ApplicationTarget RT60
Conference room / boardroom0.3–0.5 s
Classroom0.4–0.6 s (ANSI S12.60: ≤ 0.6 s for volumes < 283 m³)
Open-plan office0.3–0.5 s (with absorptive ceiling)
Recording studio (control room)0.2–0.35 s
Live music venue (amplified)0.8–1.2 s
Symphony hall (unamplified)1.8–2.2 s
House of worship (speech-focused)0.8–1.2 s
House of worship (music-focused)1.2–2.0 s

ANSI S12.60 (Classroom Acoustics) requires RT60 ≤ 0.6 seconds for classrooms with volumes under 283 m³ (10,000 ft³), and ≤ 0.7 seconds for larger classrooms. This standard is referenced in many school construction specifications.

Measuring RT60

RT60 is measured using one of two methods:

  1. Interrupted noise method: play broadband pink noise through the room's loudspeakers (or an omnidirectional source), abruptly stop the signal, and measure the decay rate with a sound level meter or measurement software (Smaart, Room EQ Wizard, NTI XL2 with acoustic module)
  2. Impulse response method: fire a starter pistol, pop a balloon, or use a swept sine burst; record the impulse response and calculate decay time from the room's energy time curve (ETC)

Results are reported per octave band (typically 125 Hz, 250 Hz, 500 Hz, 1 kHz, 2 kHz, 4 kHz). RT60 at 500 Hz and 1 kHz are the most speech-relevant. Low-frequency RT60 (125–250 Hz) is typically longer than mid-frequency in most rooms — excessive low-frequency reverberation produces a boomy character that degrades both intelligibility and music clarity.

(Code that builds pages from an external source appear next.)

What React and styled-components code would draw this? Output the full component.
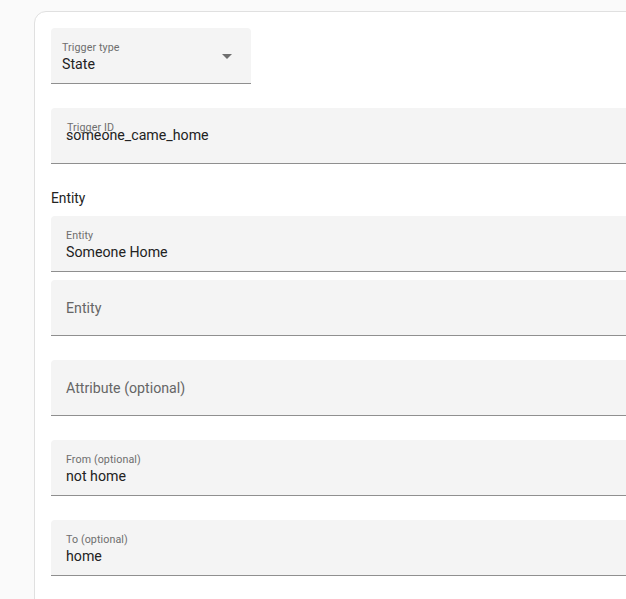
import React from 'react';
import styled, { createGlobalStyle } from 'styled-components';

const Global = createGlobalStyle`
  html, body {
    margin: 0;
    background: #fafafa;
    overflow: hidden;
    font-family: Roboto, "Noto Sans", sans-serif;
  }
`;

const Page = styled.div`
  padding: 11px 0 0 34px;
`;

const Card = styled.div`
  width: 700px;
  min-height: 620px;
  box-sizing: border-box;
  background: #fff;
  border: 1px solid #e0e0e0;
  border-radius: 12px;
  padding: 16px;
  display: flex;
  flex-direction: column;
`;

const Field = styled.div`
  position: relative;
  box-sizing: border-box;
  width: ${p => (p.$narrow ? '200px' : '100%')};
  height: 56px;
  margin-top: ${p => p.$gap ?? 0}px;
  padding: 13px ${p => (p.$narrow ? 11 : 15)}px 0;
  background: #f4f4f4;
  border-bottom: 1px solid #8f8f8f;
  border-radius: 4px 4px 0 0;
  display: flex;
  flex-direction: column;
`;

const Floating = styled.span`
  font-size: 10.7px;
  line-height: 14px;
  color: #6e6e6e;
  letter-spacing: 0.1px;
`;

const Overlay = styled(Floating)`
  position: absolute;
  left: 16px;
  top: 13px;
`;

const Value = styled.span`
  font-size: 14.2px;
  line-height: 18px;
  color: #222;
  padding-top: ${p => p.$offset ?? 0}px;
`;

const Placeholder = styled.span`
  font-size: 14.2px;
  line-height: 20px;
  color: #666;
  padding-top: 5px;
`;

const Arrow = styled.span`
  position: absolute;
  right: 19px;
  top: 26px;
  width: 0;
  height: 0;
  border-left: 5px solid transparent;
  border-right: 5px solid transparent;
  border-top: 5px solid #6f6f6f;
`;

const Section = styled.div`
  margin: 24px 0 8px;
  font-size: 13.8px;
  line-height: 20px;
  color: #222;
`;

export default function App() {
  return (
    <>
      <Global />
      <Page>
        <Card>
          <Field $narrow>
            <Floating>Trigger type</Floating>
            <Value>State</Value>
            <Arrow />
          </Field>

          <Field $gap={24}>
            <Overlay>Trigger ID</Overlay>
            <Value $offset={5}>someone_came_home</Value>
          </Field>

          <Section>Entity</Section>

          <Field>
            <Floating>Entity</Floating>
            <Value>Someone Home</Value>
          </Field>

          <Field $gap={8}>
            <Placeholder>Entity</Placeholder>
          </Field>

          <Field $gap={24}>
            <Placeholder>Attribute (optional)</Placeholder>
          </Field>

          <Field $gap={24}>
            <Floating>From (optional)</Floating>
            <Value>not home</Value>
          </Field>

          <Field $gap={24}>
            <Floating>To (optional)</Floating>
            <Value>home</Value>
          </Field>
        </Card>
      </Page>
    </>
  );
}
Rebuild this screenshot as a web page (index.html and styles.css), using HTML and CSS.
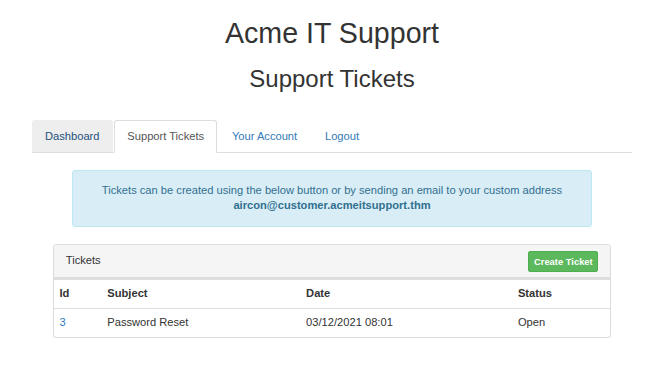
FILE: index.html
```html
<!DOCTYPE html>
<html>
<head>
  <title>Acme IT Support - Support Tickets</title>
  <link rel="stylesheet" href="styles.css">
</head>
<body>
  <div class="container">
    <h1>Acme IT Support</h1>
    <h2>Support Tickets</h2>

    <ul class="nav-tabs">
      <li><a href="#" class="hover">Dashboard</a></li>
      <li><a href="#" class="active">Support Tickets</a></li>
      <li><a href="#">Your Account</a></li>
      <li><a href="#">Logout</a></li>
    </ul>

    <div class="alert">
      Tickets can be created using the below button or by sending an email to your custom address<br>
      <strong>aircon@customer.acmeitsupport.thm</strong>
    </div>

    <div class="panel">
      <div class="panel-heading">
        <button class="btn-success">Create Ticket</button>
        Tickets
      </div>
      <table>
        <thead>
          <tr>
            <th class="col-id">Id</th>
            <th class="col-subject">Subject</th>
            <th class="col-date">Date</th>
            <th>Status</th>
          </tr>
        </thead>
        <tbody>
          <tr>
            <td><a href="#">3</a></td>
            <td>Password Reset</td>
            <td>03/12/2021 08:01</td>
            <td>Open</td>
          </tr>
        </tbody>
      </table>
    </div>
  </div>
</body>
</html>
```

FILE: styles.css
```css
body {
  margin: 0;
  font-family: "Liberation Sans", Arial, Helvetica, sans-serif;
  font-size: 11.15px;
  line-height: 15.7px;
  color: #333;
  background: #fff;
}

a {
  color: #337ab7;
  text-decoration: none;
}

.container {
  width: 600px;
  margin-left: 32px;
}

h1,
h2 {
  font-weight: 500;
  line-height: 1.1;
  text-align: center;
  color: #333;
}

h1 {
  font-size: 28.6px;
  margin: 18px 0 0;
}

h2 {
  font-size: 24px;
  margin: 17px 0 26.8px;
}

.nav-tabs {
  list-style: none;
  margin: 0;
  padding: 0;
  display: flex;
  border-bottom: 1px solid #ddd;
}

.nav-tabs li {
  margin-right: 1.8px;
  margin-bottom: -1px;
}

.nav-tabs a {
  display: block;
  padding: 8px 12px;
  border: 1px solid transparent;
  border-radius: 3px 3px 0 0;
}

.nav-tabs a.hover {
  background: #eee;
  border-color: #eee #eee #ddd;
  color: #23527c;
}

.nav-tabs a.active {
  background: #fff;
  color: #555;
  border-color: #ddd #ddd transparent;
}

.alert {
  margin: 16.5px 40px 17.5px;
  padding: 11.8px;
  background: #d9edf7;
  border: 1px solid #bce8f1;
  border-radius: 3px;
  color: #31708f;
  text-align: center;
}

.panel {
  margin: 0 21px;
  border: 1px solid #ddd;
  border-radius: 3px;
  box-shadow: 0 1px 1px rgba(0, 0, 0, 0.05);
  background: #fff;
}

.panel-heading {
  padding: 7.9px 11.8px;
  background: #f5f5f5;
  border-bottom: 3px solid #ddd;
  border-radius: 3px 3px 0 0;
}

.btn-success {
  float: right;
  margin-top: -2px;
  padding: 3px 4.5px;
  font-family: inherit;
  font-size: 9.4px;
  font-weight: 700;
  line-height: 13px;
  color: #fff;
  background: #5cb85c;
  border: 1px solid #4cae4c;
  border-radius: 2px;
  cursor: pointer;
}

table {
  width: 100%;
  border-collapse: collapse;
  table-layout: fixed;
}

th,
td {
  padding: 6.3px 6.3px 6.3px 5.5px;
  text-align: left;
  vertical-align: top;
}

th {
  font-weight: 700;
  padding-top: 5.8px;
  padding-bottom: 6.8px;
}

td {
  border-top: 1px solid #ddd;
}

.col-id {
  width: 36px;
}

.col-subject {
  width: 187px;
}

.col-date {
  width: 200px;
}
```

Because achieving a true 60 dB decay is often masked by background noise, practitioners commonly measure T20 (20 dB decay) or T30 (30 dB decay) and extrapolate to T60. Measurement software handles this automatically.

RT60 and Speaker System Design

In reverberant rooms (RT60 > 1.0 s), distributed speaker systems (many small speakers close to listeners) achieve better STI than a few large speakers at the front. Each listener receives high direct-to-reverberant ratio from the nearby speaker. Delay settings between zones must be carefully aligned to avoid echoes from speakers arriving out of phase — delay should be set so far speakers fire before (or at the same time as) near speakers from the listener's perspective.

Acoustic treatment (absorption panels, baffles, ceiling clouds) is the most effective way to reduce RT60 in an existing room. Each doubling of absorption approximately halves RT60. Common installed treatments: fabric-wrapped fiberglass panels (125–4000 Hz range), perforated wood panels with air cavity (low-frequency resonant absorbers), ceiling acoustic baffles suspended in open spaces.

Common Pitfalls

  • Designing for average RT60 without checking per-band variation. A room with RT60 = 0.5 s at 1 kHz but RT60 = 1.8 s at 250 Hz will sound boomy and reduce intelligibility of low-frequency consonants. Fix: always check RT60 across all octave bands; treat low-frequency excess with bass traps or resonant panel absorbers if needed.

  • Ignoring RT60 when specifying a conferencing DSP. AEC (Acoustic Echo Cancellation) tail length must exceed the room's RT60. If RT60 is 0.8 s but the DSP's AEC tail length is only 0.5 s, residual echo is present after the direct sound is cancelled. Fix: select a DSP with AEC tail length matching or exceeding the room's RT60 (Biamp Tesira AEC supports up to 200 ms; Q-SYS AEC room size setting must cover the full reverberant tail).

  • Measuring RT60 in an unfinished room and designing to that value. An empty concrete room has RT60 of 2–4 seconds; the finished room with carpet, furniture, and occupants may have RT60 of 0.5–0.8 s. Designing a speaker system for an unfinished room produces massive over-engineering. Fix: use predicted RT60 from Sabine/Eyring calculations based on planned finishes, or measure after construction is complete.

  • Confusing RT60 with noise floor. A room with a low noise floor but high RT60 still has poor intelligibility. A quiet, reverberant room is a common trap — it feels acoustically pleasant but produces STI in the poor range. Fix: measure both RT60 and background noise level; optimize for STI, which accounts for both variables.